シリア停戦の崩壊に着目した「サンモニ」の批判は非人道兵器まで

◆国連で米露非難合戦

 シリア停戦合意が崩壊した。このテーマを先週日曜(9・25)のTBS「サンデーモーニング」は冒頭で触れていた。9月12日から停戦に入ったシリア北部の都市アレッポの公園で遊ぶ14日時点の子供たちの様子に続き、停戦1週間後の19日には負傷し病院に運ばれた子供が「クラスター爆弾」でやられたと証言する。世界の火薬庫・中東では、これまでも繰り返し繰り返し流血の惨禍(さんか)が続いている。

 特にシリア問題は、オバマ米大統領をして「アメリカは世界の警察官ではない」(2013年)と言わしめ、国外に出た難民数は480万人を超えており、死者は9月で30万人に達した。難民は欧州に押し寄せ、英国の欧州連合(EU)離脱の一因となるなど、欧米諸国をきりきり舞いにしている。

 米露合意は、停戦が1週間続いたら過激派組織「イスラム国」(IS)やヌスラ戦線(シリア征服戦線)の掃討で軍事協力するものだった。

 番組は9月9日、スイス・ジュネーブにおけるケリー米国務長官とラブロフ露外相が交わした停戦合意から、停戦崩壊までの動きを追った。米国主導の有志連合によるシリア政府軍への誤爆(17日)、これは誤爆でなく意図的と捉えるアサド・シリア大統領のコメント、19日の同政府軍による停戦終結宣言と攻撃再開、国連の支援物資運搬トラックへの空爆、この攻撃をしたのは「米国と反体制派」と主張するロシア側、「ロシアとシリア政府軍」と主張する米国側、その対立のまま21日の国連安保理で非難し合うラブロフ外相とケリー長官などだ。ジュネーブで脚光を浴び、12日後のニューヨークで罵声を浴びせ合う姿は嘆かわしいが状況の厳しさを示している。

◆「IS掃討」は標語化

 同番組は日頃、安保問題で米国批判が多いが、17日の米軍主導の有志連合による誤爆に特に言及はなかった。さすがにアサド政権の肩を持つわけにはいかないからだろう。番組の落とし所は巻き添えの犠牲の多さであり、自国民に使用した非人道兵器への批判だからだ。中央大学教授の目加田説子氏が「たる爆弾、化学兵器、クラスター爆弾」などを説明した。
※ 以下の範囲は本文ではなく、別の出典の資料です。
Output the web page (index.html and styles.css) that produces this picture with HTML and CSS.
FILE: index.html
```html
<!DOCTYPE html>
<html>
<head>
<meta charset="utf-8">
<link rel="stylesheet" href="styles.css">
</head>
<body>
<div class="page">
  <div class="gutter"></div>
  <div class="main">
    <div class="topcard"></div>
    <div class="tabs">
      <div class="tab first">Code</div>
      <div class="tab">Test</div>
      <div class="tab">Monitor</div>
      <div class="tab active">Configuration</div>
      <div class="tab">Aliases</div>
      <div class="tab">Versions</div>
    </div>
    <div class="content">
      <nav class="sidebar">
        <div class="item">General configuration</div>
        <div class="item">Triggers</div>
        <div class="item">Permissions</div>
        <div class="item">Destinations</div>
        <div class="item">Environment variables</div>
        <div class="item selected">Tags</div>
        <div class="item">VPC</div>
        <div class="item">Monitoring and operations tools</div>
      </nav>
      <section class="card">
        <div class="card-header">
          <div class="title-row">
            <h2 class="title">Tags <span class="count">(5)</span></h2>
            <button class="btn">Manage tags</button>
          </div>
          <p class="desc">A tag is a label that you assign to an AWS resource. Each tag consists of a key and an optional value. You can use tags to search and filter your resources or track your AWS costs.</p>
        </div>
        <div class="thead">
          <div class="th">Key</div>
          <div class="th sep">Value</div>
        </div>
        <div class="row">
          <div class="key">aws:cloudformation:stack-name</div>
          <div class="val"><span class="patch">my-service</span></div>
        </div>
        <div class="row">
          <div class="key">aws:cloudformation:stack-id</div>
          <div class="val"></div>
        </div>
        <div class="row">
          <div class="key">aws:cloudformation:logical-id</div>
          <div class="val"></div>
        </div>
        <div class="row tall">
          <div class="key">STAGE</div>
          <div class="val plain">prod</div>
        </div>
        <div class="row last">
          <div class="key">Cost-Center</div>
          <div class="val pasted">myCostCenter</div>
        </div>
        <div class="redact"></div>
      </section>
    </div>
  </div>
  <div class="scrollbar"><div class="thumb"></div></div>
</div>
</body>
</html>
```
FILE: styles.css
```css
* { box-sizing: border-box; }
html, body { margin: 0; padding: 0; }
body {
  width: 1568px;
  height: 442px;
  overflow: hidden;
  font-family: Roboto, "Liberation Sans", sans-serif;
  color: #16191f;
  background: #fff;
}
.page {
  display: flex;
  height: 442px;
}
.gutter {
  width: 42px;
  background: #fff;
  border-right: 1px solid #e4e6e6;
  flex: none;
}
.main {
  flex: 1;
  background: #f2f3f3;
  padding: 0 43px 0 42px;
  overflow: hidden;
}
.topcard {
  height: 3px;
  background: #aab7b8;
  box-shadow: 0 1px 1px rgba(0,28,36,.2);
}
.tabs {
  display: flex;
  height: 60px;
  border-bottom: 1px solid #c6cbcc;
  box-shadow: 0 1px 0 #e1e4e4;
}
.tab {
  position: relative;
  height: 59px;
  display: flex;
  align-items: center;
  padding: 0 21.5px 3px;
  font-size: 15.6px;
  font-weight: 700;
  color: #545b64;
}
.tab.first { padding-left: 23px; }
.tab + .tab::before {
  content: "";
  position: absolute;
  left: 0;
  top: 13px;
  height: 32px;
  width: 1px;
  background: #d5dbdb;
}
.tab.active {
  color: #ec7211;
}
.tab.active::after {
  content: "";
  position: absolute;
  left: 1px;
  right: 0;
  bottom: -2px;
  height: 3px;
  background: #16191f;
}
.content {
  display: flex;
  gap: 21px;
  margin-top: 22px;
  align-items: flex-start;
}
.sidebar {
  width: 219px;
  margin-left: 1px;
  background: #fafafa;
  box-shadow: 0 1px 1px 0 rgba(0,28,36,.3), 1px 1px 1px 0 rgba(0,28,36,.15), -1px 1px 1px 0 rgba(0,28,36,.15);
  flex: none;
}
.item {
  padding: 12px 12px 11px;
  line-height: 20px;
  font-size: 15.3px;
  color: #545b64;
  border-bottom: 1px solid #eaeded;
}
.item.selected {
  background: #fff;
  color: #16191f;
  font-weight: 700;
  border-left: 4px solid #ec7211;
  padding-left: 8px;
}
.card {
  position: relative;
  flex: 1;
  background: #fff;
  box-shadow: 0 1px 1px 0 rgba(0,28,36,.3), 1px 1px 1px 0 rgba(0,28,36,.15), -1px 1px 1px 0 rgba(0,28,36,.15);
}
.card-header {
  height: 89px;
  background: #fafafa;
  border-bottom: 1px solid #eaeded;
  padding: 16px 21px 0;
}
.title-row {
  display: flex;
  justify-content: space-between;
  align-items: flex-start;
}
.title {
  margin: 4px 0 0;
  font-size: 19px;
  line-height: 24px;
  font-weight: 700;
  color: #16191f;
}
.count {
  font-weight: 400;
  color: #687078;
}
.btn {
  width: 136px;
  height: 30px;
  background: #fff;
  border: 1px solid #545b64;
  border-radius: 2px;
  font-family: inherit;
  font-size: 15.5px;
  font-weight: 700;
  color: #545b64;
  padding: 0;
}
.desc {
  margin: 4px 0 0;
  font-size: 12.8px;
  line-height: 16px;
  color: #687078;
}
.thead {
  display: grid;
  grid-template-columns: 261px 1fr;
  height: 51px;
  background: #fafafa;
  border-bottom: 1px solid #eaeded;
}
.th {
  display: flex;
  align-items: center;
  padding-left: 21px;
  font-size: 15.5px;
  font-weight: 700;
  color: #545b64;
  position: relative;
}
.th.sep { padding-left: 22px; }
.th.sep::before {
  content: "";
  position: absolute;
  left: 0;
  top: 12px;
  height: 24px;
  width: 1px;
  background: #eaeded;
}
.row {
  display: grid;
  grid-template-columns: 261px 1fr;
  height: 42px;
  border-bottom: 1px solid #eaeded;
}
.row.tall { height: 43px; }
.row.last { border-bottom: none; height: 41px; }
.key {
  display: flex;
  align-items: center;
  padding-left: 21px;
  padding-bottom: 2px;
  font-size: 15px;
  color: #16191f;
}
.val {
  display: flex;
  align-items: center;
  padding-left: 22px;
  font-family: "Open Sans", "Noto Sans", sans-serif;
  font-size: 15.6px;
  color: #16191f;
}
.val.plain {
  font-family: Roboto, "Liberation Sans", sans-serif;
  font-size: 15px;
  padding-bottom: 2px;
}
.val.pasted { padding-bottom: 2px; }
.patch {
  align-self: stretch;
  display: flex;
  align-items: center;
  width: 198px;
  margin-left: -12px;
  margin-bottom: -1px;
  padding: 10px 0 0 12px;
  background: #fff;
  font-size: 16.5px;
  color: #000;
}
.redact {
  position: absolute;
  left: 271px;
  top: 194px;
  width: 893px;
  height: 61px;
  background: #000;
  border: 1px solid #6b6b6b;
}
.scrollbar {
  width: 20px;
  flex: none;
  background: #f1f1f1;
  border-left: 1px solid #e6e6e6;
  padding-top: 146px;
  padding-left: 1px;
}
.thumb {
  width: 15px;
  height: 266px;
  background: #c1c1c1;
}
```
 停戦つぶしの引き金となった17日の誤爆は疑問が残る。米国防総省のクック報道官は誤爆した場所をIS拠点と認識していたといい、空爆計画はロシア側にも伝えたと言明した。誰が「IS拠点」と情報をたれ込んだのか。真相は闇の中で謀略めいてもいる。国連トラックへの空爆も米露の言い分は正反対だ。

 番組は、停戦中の戦闘発生について、「テロリストなのかテロリストじゃないのか峻別(しゅんべつ)できない」組織がたくさんあるとの東京外語大学・青山弘之教授の談話を受け、「反体制派を支援する米国と反体制派をテロリストとして攻撃するロシア、両者の溝は埋まらない」と説明した。

 ただ、もはや「IS掃討」は標語化し、ロシアが支援するアサド政権の失地回復の軍事行動に反体制派を支援する米国は劣勢を挽回できないのが実際のところではないのか。2月の停戦合意もロシア・アサド政権側に有利な形で進み、4月のアレッポ空爆で合意は崩壊し、政府軍のアレッポ包囲が進む中で9月にまた停戦が合意され、崩壊した。対テロを目的とした外交解決が極めて難しくなっている。

◆手順間違え秩序破壊

 2010年、チュニジアでジャスミン革命が起こり、わが国や欧米諸国は民主化と歓迎した。この“アラブの春”がエジプト、シリアに波及してアサド政権転覆を期待する世論もあった。確かに民主主義の価値観は尊い。しかし、手順を間違えば秩序破壊を招く。その代償はあまりにも恐ろしい。シリアにはイラク戦争で逃亡兵と武器が流入し、ロシア軍基地もあった。

 番組で外交評論家の岡本行夫氏は、「シリアは今の大統領のお父さんのハーフェズ・アサド大統領の時は平和ないい国だった。それが今こんなに荒廃して悲しい」と述べ、レバノン内戦終結が15年かかったように各派が疲弊しないと戦闘をやめようとしないのではないかと観測した。

 「いい国だった」アサド前大統領のバース党のシリアは、ソ連に学ぶ社会主義の世俗主義国家で、今の米露対立にもつながる。が、歴史的な部族抗争や宗派争いの巣窟で民主化運動に“春”を説けば血の花が咲く。国際社会はおびただしい難民で身をもって体験している。